A tasting menu such as this (S$89++ with an optional beverage pairing for S$60++), unfortunately, is not without its limitations. According to Chef Eugene, mala has a range of 24 different flavours, but for this menu, he has chosen to focus on only seven. Although contained, his oeuvre is nonetheless impressive. He leans on culinary finesse and deep insight of food pairing to elevate something as simple as butter by adding dried, pickled mustard greens, served with homemade pickled vegetable focaccia. Bordier can’t even.
The first tinge of familiar numbing spiciness comes from the Bird’s Snack, an awe-inspiring thing of a starter of ravioli made with a gyoza-like skin and filled with mildly burnt chilli eggplant and opulent foie gras. The whole thing sits on a subtly seasoned celeriac purée and makes for a great first tingle of spice. Oh, it’s a snac, alright.
If the starter leaves you longing for more, the next course of Octopus Carpaccio will boldly remind you of that extraordinary power the spice of mala holds. Sure, it looks pretty and dainty but that Sichuan mustard dressing does pack a potent punch. It’s like eating a pungent horseradish paste with sushi except here, you get slices of sous-vide and torched Octopus instead. It hits you right in the nose, but not in an off-putting way because I find myself going back again and again although these eyes are slowly tearing up.
The 'Yu Xiang' Carabinero Prawn is so named after the classic Yu Xiang sauce made with garlic, chilli, fermented chilli bean paste, and vinegar. This is easily my favourite course for the night no thanks to the Carabinero Prawn that currently holds the record for the biggest prawn in the world. Apart from size, it is also intensely robust in flavour and needs little else to help elevate.
Well, maybe it is helped slightly by the pistachio hazelnut soil that lends a certain poetic balance of sweet and sour to this presentation. There’s a singular prawn head served as is, which I insist you suckle—cholesterol be damned.
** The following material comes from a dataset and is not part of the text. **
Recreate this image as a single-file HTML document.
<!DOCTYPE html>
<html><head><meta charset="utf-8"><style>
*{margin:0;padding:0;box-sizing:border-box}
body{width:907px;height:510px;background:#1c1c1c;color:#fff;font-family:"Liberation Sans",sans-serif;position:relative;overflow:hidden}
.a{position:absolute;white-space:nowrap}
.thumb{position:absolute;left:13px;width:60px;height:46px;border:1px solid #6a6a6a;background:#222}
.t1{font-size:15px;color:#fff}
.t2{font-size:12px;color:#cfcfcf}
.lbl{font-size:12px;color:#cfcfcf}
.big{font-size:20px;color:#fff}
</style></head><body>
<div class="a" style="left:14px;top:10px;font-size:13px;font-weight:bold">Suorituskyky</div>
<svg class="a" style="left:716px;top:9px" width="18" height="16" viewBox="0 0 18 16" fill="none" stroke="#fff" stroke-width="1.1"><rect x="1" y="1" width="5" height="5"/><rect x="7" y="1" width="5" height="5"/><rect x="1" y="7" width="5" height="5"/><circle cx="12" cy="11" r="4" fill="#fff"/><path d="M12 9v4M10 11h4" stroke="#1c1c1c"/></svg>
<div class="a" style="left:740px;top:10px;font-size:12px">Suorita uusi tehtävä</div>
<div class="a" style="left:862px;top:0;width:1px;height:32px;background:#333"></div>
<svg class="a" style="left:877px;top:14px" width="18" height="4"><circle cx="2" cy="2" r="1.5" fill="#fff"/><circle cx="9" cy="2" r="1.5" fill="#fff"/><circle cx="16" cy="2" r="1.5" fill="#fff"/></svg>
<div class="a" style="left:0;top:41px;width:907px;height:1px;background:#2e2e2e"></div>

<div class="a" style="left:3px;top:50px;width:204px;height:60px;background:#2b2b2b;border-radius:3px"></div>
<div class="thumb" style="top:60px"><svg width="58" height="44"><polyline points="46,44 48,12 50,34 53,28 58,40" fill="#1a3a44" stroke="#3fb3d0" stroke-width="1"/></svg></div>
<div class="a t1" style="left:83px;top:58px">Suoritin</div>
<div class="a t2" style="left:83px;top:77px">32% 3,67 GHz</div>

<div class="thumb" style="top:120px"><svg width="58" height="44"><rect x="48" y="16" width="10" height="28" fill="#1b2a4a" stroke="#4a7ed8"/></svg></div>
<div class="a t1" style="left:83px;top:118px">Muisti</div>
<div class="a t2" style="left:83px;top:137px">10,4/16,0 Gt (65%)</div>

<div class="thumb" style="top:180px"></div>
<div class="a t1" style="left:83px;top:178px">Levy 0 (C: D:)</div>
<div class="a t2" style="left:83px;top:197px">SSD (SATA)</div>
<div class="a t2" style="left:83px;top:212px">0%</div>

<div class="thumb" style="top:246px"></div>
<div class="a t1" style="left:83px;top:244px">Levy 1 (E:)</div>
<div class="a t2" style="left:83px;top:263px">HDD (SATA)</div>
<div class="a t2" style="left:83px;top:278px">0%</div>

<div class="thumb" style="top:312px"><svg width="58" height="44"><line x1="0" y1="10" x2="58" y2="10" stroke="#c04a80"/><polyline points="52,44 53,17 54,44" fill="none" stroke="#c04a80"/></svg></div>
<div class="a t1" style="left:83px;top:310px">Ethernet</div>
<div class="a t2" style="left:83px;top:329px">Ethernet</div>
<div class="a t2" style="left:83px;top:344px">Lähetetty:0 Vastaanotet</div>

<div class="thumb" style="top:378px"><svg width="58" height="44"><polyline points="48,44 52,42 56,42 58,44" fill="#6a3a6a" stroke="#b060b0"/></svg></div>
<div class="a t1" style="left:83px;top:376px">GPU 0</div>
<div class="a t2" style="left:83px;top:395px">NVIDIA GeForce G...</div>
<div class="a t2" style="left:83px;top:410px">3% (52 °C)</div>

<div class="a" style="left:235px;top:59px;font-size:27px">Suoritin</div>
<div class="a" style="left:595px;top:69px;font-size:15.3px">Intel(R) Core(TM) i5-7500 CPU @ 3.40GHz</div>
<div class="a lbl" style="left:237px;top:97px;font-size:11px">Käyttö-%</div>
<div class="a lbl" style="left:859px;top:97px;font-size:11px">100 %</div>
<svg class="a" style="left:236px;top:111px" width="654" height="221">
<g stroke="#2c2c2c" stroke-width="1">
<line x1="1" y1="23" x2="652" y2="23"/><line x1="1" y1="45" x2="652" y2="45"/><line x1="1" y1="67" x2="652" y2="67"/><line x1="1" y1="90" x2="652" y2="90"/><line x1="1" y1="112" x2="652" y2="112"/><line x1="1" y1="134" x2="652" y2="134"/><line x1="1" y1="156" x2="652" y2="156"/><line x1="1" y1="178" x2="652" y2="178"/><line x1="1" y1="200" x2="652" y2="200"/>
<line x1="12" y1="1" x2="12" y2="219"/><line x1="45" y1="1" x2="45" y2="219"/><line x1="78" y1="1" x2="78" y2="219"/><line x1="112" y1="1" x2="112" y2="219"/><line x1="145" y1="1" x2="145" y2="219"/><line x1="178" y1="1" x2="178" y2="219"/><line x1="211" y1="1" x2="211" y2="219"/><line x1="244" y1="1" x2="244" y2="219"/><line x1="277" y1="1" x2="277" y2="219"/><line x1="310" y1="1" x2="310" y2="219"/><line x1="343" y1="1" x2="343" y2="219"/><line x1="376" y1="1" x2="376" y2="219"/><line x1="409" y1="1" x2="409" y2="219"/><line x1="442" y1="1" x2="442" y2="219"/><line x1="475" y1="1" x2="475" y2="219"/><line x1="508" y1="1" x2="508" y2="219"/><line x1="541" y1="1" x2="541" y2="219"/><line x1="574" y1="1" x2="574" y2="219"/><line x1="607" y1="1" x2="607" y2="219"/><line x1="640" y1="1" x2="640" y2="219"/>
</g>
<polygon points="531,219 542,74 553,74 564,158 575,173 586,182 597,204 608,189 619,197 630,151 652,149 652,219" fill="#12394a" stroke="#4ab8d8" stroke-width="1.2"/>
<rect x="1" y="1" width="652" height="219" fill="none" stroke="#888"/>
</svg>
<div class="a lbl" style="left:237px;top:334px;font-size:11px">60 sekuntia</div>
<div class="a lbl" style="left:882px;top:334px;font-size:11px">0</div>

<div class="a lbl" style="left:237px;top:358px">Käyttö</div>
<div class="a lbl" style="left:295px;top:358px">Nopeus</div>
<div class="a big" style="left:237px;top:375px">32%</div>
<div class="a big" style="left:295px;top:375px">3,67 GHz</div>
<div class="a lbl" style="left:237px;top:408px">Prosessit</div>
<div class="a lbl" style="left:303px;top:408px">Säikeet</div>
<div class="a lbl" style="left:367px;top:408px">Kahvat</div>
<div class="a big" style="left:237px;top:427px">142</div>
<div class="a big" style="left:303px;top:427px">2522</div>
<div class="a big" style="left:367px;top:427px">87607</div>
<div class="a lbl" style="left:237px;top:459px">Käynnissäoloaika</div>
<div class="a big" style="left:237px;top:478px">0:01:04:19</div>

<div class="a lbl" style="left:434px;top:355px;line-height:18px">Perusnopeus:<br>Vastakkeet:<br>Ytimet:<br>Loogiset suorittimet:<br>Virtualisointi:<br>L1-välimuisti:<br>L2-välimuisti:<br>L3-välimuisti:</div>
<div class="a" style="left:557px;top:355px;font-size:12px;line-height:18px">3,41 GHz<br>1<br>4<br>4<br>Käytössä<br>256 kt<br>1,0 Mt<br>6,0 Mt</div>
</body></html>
Just, you know, run one more lap or something, because the juices in this prawn head are meant to inspire, honey. I no sooner polished everything off quickly and with a huge grin on my face.
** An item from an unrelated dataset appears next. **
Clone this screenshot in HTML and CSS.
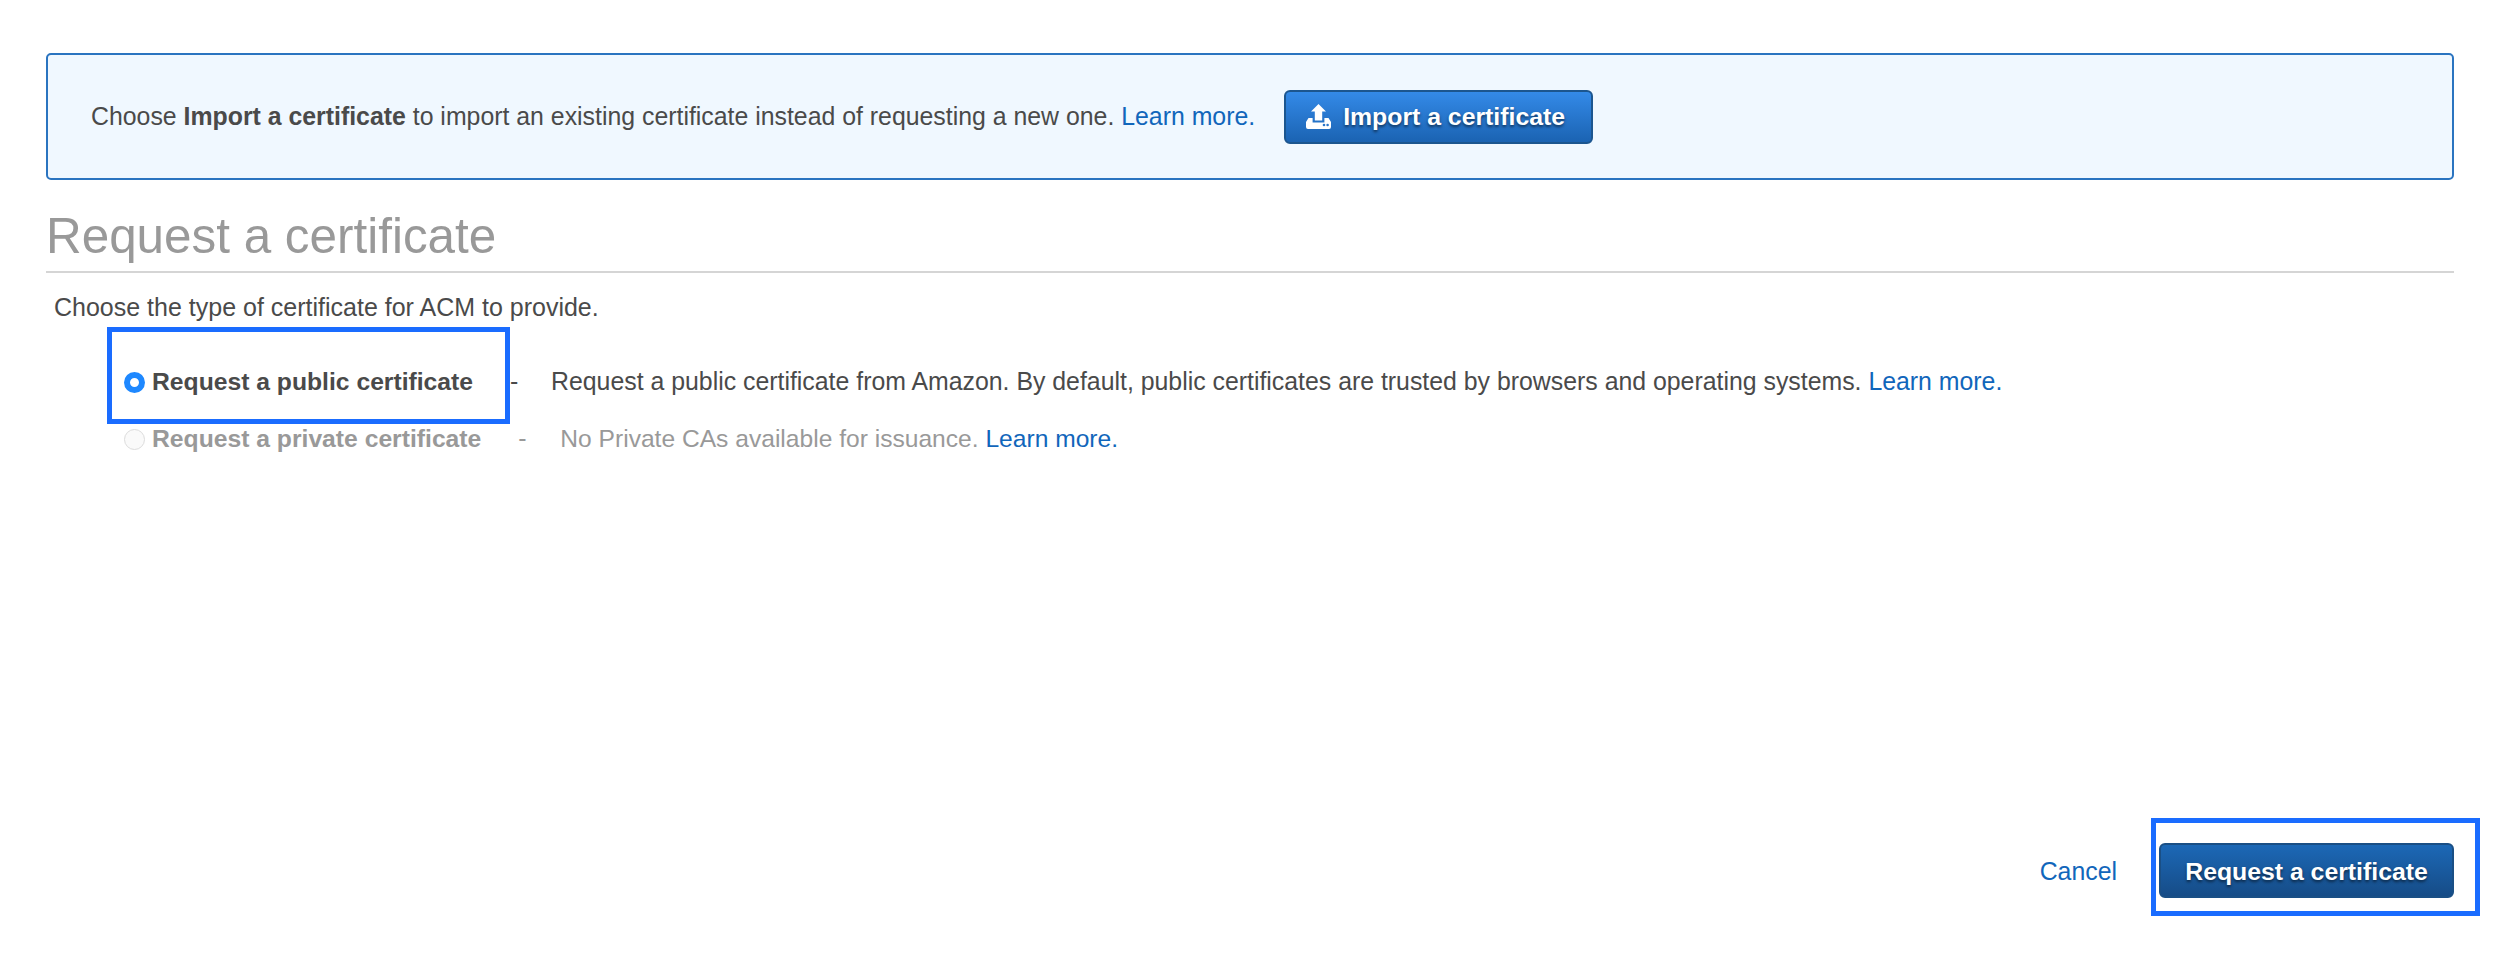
FILE: index.html
```html
<!DOCTYPE html>
<html lang="en">
<head>
<meta charset="utf-8">
<title>Request a certificate</title>
<link rel="stylesheet" href="styles.css">
</head>
<body>
<main class="page">
  <section class="notice">
    <p class="notice-text">Choose <strong>Import a certificate</strong> to import an existing certificate instead of requesting a new one. <a href="#">Learn more.</a></p>
    <button class="btn btn-import" type="button">
      <svg class="btn-icon" viewBox="0 0 25 25" aria-hidden="true">
        <path d="M12.5 0 L20 7.5 H16.2 V16.5 H8.8 V7.5 H5 Z" fill="#fff"/>
        <path d="M2.5 14 H6.6 V18.5 H18.4 V14 H22.5 L25 18 V23 A2 2 0 0 1 23 25 H2 A2 2 0 0 1 0 23 V18 Z" fill="#fff"/>
        <circle cx="18" cy="21" r="1.3" fill="#2a75c8"/>
        <circle cx="21.6" cy="21" r="1.3" fill="#2a75c8"/>
      </svg>
      Import a certificate
    </button>
  </section>

  <h1 class="title">Request a certificate</h1>
  <p class="intro">Choose the type of certificate for ACM to provide.</p>

  <div class="options">
    <div class="option">
      <label class="choice">
        <span class="radio radio-on"></span>
        <span>Request a public certificate</span>
        <span class="mark mark-option"></span>
      </label>
      <span class="dash">-</span>
      <span class="desc">Request a public certificate from Amazon. By default, public certificates are trusted by browsers and operating systems. <a href="#">Learn more.</a></span>
    </div>
    <div class="option option-off">
      <label class="choice">
        <span class="radio radio-off"></span>
        <span>Request a private certificate</span>
      </label>
      <span class="dash">-</span>
      <span class="desc">No Private CAs available for issuance. <a href="#">Learn more.</a></span>
    </div>
  </div>

  <footer class="actions">
    <a class="cancel" href="#">Cancel</a>
    <div class="submit-wrap">
      <button class="btn btn-submit" type="button">Request a certificate</button>
      <span class="mark mark-submit"></span>
    </div>
  </footer>
</main>
</body>
</html>
```

FILE: styles.css
```css
* { box-sizing: border-box; }
html, body { margin: 0; height: 100%; background: #fff; }
body {
  font-family: "Liberation Sans", Arial, sans-serif;
  font-size: 24.85px;
  color: #4a4a4a;
  overflow: hidden;
}
a { color: #1166bb; text-decoration: none; }
.page {
  height: 969px;
  padding: 53px 46px 0;
  display: flex;
  flex-direction: column;
}
.notice {
  height: 127px;
  display: flex;
  align-items: center;
  gap: 29px;
  padding-left: 43px;
  background: #f0f8ff;
  border: 2px solid #2a74c0;
  border-radius: 5px;
}
.notice-text { margin: 0; font-size: 24.85px; }
.btn {
  font-family: inherit;
  font-size: 24.8px;
  font-weight: 700;
  color: #fff;
  text-shadow: 0 2px 3px rgba(0, 0, 0, .55);
  border-radius: 6px;
  cursor: pointer;
}
.btn-import {
  width: 309px;
  height: 54px;
  display: flex;
  align-items: center;
  gap: 12px;
  padding: 1px 0 0 20px;
  background: linear-gradient(#348ae8, #1b63b2);
  border: 2px solid #1c568f;
}
.btn-icon { width: 25px; height: 25px; flex: none; margin-top: -2px; }
.title {
  margin: 26px 0 0;
  padding-bottom: 5px;
  border-bottom: 2px solid #d5d5d5;
  font-size: 49.4px;
  line-height: 60px;
  font-weight: 400;
  color: #999;
}
.intro { margin: 20px 0 0 8px; line-height: 28px; font-size: 25px; }
.options {
  margin: 47px 0 0 78px;
  display: flex;
  flex-direction: column;
  gap: 29px;
}
.option {
  display: flex;
  align-items: center;
  height: 28px;
}
.option-off, .option-off .dash, .option-off .desc { color: #999; }
.option-off .desc { font-size: 24.6px; margin-left: 34px; }
.choice {
  position: relative;
  display: flex;
  align-items: center;
  gap: 7px;
  font-weight: 700;
  font-size: 24.7px;
}
.radio {
  width: 21px;
  height: 21px;
  border-radius: 50%;
  flex: none;
}
.radio-on { background: #fff; border: 6.5px solid #1e88ff; }
.radio-off { background: #fafafa; border: 1px solid #dcdcdc; }
.dash { margin-left: 37px; width: 8px; }
.desc { margin-left: 33px; padding-bottom: 1px; }
.mark {
  position: absolute;
  border: 5px solid #1a6cff;
  pointer-events: none;
}
.mark-option { left: -17px; top: -41px; right: -37px; bottom: -28px; }
.actions {
  margin-top: auto;
  margin-bottom: 71px;
  display: flex;
  align-items: center;
  justify-content: flex-end;
  gap: 42px;
}
.cancel { line-height: 28px; padding-top: 2px; }
.submit-wrap { position: relative; display: flex; }
.btn-submit {
  width: 295px;
  height: 55px;
  padding: 2px 0 0;
  background: linear-gradient(#1c68b6, #164c87);
  border: 2px solid #1a4f85;
}
.mark-submit { left: -8px; top: -25px; right: -26px; bottom: -18px; }
```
All these fabulousness from before makes me less enthused about the Sichuan Fish Stew, though the finishing at tableside is a welcome theatric. It’s not that it’s any less inspiring, but I did just suckled on a prawn head. Some of the stew’s redeeming qualities worth mentioning would be that luxurious broth, in a lovely hue of green that comes from pickled green chilli. Chef Eugene gamely brings out several stalks for us Sichuan plebeians to try, and upon a teeny, tiny, cowardice bite, I finally understood where this undertone of spiciness comes from.
Like all food writers, I know the power of a Wagyu Striploin MBS 4. But I also know how easy it is for chefs to dole such excellence out for lack of creativity. But here, Chef Eugene has gone over and beyond to curate a plate where beautiful tinges of bitterness pervade.
There’s the spiced butternut squash purée which see-saws between pleasantly placid and boldly bitter; the Brussels sprouts are served raw and fried which balances quite daintily (and I can’t imagine I’m saying that about Brussels sprouts) with the tea tree mushroom jus, which, in itself has overtones of unbridled umami. But what I enjoyed most is the Sichuan pepper salt that brings everything together quite cohesively, especially when every part on the plate is presented individually.
Mandarin (first name only, like Adele, Madonna, Cher) after a whole meal of food that tingles on the tongue is a whole mood. But by now, I’m unsurprised by these bold pairings of bright citrus baba cake with Mandarin orange ice and luscious Chantilly cream with pink peppercorn. Pink peppercorn on dessert is a huge, albeit humblebrag but I’m all for it. It’s proficient both texturally and in temperature, this in addition to a cornucopia of flavours—bitter, sweet, mildly spicy.
This Golden Sun Bird tasting menu is Chef Eugene’s attempts at not only elevating the cuisine of Sichuan but also, in his efforts, a welcome education for the jaded. It's an effort that pays off in leaps and bounds as he carefully manoeuvres the winding road of Sichuan flavours and its collaboration with familiar Western techniques and ingredients. Consider this task and cuisine finally and fully redefined.